[Records with interface code]
■ ■ ■ ■
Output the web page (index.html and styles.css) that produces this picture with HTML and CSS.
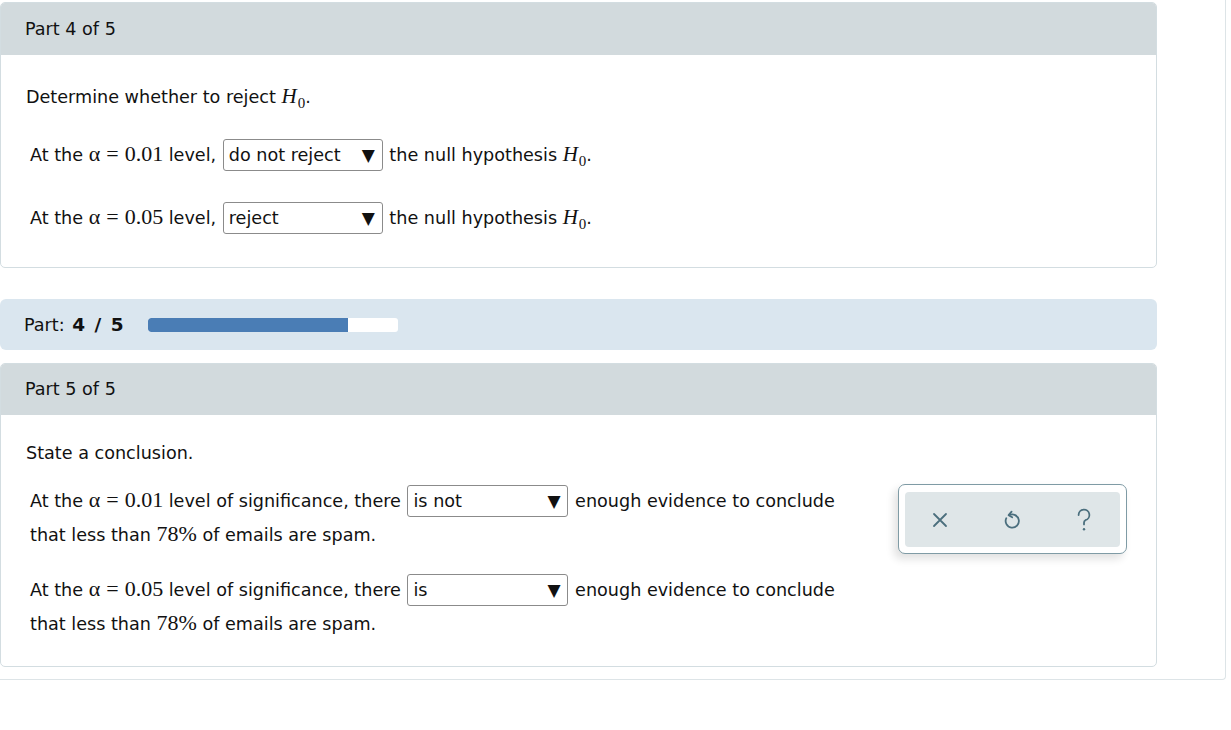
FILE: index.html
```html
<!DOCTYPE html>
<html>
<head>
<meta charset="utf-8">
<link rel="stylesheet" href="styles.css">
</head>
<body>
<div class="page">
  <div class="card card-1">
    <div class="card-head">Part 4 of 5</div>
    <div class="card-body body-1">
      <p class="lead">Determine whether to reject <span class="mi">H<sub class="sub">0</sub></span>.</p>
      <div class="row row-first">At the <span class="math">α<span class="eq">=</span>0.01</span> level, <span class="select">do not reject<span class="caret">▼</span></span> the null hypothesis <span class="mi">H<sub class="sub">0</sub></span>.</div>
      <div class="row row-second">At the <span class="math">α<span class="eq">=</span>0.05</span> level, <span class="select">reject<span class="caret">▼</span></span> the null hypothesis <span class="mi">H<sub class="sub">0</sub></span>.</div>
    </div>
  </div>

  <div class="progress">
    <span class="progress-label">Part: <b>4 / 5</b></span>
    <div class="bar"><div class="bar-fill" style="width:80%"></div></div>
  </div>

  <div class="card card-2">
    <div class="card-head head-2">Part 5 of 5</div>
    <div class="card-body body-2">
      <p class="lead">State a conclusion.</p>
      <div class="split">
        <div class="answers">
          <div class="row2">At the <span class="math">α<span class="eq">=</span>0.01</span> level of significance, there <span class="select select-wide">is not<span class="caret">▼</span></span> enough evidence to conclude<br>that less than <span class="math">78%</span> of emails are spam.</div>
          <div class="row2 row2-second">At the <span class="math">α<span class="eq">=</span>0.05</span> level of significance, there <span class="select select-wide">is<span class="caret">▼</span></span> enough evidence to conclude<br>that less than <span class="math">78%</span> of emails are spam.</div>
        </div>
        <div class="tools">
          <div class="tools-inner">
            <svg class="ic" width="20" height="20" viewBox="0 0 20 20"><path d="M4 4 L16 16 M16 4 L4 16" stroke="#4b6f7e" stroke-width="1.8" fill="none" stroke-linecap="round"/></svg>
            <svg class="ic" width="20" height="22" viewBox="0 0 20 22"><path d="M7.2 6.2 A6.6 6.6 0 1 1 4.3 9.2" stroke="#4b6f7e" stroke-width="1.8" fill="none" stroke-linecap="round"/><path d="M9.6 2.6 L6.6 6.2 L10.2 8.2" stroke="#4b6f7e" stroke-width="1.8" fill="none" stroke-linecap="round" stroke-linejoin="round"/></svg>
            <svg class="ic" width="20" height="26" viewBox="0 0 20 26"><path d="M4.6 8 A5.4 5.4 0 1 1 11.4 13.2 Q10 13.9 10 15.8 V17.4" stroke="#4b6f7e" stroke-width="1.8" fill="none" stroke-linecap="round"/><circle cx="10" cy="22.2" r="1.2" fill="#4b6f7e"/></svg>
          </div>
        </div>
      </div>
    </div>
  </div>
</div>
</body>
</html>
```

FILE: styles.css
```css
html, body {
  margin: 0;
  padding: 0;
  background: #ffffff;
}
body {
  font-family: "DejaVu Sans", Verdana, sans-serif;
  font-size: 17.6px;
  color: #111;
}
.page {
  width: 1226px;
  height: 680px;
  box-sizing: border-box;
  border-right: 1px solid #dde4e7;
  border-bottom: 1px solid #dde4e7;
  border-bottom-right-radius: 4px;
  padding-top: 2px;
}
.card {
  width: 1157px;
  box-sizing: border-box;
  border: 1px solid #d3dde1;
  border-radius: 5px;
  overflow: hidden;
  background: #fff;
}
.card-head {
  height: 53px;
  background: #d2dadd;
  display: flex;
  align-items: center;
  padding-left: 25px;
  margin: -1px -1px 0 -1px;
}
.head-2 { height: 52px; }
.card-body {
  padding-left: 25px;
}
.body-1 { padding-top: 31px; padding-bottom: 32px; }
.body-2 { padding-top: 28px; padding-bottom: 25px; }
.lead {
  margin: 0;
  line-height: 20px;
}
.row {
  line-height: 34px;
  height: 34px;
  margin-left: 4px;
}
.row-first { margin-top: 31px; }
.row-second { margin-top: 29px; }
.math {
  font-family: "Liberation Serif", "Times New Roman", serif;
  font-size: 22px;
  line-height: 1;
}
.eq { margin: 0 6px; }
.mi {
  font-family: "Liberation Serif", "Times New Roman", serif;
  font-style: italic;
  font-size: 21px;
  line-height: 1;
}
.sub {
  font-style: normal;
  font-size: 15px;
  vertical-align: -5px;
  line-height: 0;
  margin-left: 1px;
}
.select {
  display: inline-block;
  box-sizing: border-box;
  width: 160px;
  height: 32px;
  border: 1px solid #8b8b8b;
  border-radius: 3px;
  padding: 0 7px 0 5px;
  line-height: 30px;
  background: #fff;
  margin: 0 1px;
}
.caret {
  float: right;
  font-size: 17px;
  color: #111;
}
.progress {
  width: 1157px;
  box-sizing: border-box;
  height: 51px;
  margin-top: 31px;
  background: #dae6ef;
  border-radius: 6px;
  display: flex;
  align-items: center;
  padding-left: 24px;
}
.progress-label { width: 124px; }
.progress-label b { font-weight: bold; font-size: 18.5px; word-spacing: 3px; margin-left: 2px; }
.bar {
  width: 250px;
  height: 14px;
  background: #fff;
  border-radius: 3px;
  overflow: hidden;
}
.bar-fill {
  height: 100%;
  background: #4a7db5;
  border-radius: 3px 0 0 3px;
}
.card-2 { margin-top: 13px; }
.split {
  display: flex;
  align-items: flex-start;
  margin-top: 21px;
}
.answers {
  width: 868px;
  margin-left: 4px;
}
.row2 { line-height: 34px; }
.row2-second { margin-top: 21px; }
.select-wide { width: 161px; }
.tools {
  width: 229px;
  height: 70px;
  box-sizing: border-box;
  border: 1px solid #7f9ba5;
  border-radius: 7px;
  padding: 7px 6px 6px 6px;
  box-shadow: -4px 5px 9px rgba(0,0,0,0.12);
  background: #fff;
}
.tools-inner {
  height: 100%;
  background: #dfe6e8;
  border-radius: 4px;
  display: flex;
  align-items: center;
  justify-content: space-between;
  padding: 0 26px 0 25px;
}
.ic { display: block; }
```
■ ■ ■ ■
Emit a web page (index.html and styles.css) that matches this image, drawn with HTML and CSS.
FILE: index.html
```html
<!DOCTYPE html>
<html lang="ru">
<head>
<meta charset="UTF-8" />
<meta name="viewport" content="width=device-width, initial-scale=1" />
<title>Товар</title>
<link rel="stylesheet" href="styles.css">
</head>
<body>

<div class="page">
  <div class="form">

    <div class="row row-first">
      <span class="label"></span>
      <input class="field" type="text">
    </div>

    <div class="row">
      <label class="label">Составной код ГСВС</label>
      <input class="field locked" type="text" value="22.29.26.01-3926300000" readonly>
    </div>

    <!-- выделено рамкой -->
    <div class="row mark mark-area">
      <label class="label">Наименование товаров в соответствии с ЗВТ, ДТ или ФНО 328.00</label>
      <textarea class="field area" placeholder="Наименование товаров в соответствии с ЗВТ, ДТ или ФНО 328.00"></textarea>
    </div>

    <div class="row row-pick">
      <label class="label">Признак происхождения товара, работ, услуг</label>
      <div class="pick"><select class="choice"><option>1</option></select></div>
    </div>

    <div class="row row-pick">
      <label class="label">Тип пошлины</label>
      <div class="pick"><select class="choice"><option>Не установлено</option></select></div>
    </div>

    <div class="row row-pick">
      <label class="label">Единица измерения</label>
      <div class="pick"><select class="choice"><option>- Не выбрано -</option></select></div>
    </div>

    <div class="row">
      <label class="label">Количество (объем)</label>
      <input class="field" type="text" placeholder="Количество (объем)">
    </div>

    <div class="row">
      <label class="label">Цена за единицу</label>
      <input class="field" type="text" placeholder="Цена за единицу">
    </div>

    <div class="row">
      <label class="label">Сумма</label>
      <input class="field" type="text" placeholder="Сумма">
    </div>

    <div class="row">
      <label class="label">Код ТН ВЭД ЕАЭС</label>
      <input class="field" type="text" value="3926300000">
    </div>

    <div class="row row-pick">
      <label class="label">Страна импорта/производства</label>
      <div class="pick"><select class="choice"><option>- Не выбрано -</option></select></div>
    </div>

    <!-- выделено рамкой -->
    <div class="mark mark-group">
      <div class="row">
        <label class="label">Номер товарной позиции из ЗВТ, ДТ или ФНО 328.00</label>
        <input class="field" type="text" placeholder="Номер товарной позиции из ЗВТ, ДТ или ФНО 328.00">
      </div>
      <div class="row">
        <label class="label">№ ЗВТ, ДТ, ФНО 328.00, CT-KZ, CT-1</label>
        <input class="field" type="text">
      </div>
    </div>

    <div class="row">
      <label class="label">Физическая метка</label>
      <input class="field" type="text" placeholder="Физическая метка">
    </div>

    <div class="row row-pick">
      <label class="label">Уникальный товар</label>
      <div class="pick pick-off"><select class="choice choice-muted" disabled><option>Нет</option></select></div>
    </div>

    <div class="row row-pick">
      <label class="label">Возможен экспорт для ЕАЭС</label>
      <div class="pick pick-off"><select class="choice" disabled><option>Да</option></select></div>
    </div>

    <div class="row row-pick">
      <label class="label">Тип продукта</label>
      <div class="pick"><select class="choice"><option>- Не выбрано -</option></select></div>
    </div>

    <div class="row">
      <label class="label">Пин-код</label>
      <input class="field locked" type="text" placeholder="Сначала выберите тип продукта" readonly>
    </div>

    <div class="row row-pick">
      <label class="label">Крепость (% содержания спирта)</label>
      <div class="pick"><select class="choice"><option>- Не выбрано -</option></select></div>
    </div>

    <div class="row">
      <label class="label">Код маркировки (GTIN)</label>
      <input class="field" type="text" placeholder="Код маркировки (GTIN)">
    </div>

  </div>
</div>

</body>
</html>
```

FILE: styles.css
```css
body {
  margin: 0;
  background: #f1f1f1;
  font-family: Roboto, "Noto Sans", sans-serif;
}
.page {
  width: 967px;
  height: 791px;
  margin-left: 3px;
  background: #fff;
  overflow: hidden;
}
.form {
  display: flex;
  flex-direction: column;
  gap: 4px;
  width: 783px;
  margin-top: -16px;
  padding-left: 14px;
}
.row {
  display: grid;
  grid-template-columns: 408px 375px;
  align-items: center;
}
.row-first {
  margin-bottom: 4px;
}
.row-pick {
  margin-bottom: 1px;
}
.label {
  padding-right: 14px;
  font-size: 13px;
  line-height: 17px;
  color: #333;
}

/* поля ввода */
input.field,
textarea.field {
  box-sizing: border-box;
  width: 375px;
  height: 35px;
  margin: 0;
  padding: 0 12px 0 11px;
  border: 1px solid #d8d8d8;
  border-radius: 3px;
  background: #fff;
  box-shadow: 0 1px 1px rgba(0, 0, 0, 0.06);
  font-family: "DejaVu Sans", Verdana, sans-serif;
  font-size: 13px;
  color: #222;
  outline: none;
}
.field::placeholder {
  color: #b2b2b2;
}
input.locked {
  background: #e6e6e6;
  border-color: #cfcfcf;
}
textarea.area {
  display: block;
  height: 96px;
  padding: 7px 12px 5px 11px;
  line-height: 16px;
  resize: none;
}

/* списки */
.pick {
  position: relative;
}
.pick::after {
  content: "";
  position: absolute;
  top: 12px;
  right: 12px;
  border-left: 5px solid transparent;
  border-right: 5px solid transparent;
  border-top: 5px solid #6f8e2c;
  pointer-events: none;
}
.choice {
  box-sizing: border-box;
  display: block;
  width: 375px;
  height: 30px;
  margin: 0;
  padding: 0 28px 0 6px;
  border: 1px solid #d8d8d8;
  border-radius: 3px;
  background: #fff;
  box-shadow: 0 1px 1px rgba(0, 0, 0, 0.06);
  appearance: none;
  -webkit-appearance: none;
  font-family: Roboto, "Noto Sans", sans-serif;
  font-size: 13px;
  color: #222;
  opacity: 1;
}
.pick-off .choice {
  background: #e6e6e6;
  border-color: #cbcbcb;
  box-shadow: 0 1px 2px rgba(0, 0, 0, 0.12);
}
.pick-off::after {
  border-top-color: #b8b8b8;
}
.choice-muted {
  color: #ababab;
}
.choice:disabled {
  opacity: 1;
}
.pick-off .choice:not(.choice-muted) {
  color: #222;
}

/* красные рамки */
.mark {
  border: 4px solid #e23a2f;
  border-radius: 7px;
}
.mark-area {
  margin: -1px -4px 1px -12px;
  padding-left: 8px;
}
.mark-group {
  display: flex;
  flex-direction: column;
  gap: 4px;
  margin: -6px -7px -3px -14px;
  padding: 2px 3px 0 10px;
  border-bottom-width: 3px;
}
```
■ ■ ■ ■
▸ **The task**
Where a line holds "that", copy it out.

▸ **Completed exercise**
Output the web page (index.html and styles.css) that produces this picture with HTML and CSS.
          <div class="row2">At the <span class="math">α<span class="eq">=</span>0.01</span> level of significance, there <span class="select select-wide">is not<span class="caret">▼</span></span> enough evidence to conclude<br>that less than <span class="math">78%</span> of emails are spam.</div>
          <div class="row2 row2-second">At the <span class="math">α<span class="eq">=</span>0.05</span> level of significance, there <span class="select select-wide">is<span class="caret">▼</span></span> enough evidence to conclude<br>that less than <span class="math">78%</span> of emails are spam.</div>
Emit a web page (index.html and styles.css) that matches this image, drawn with HTML and CSS.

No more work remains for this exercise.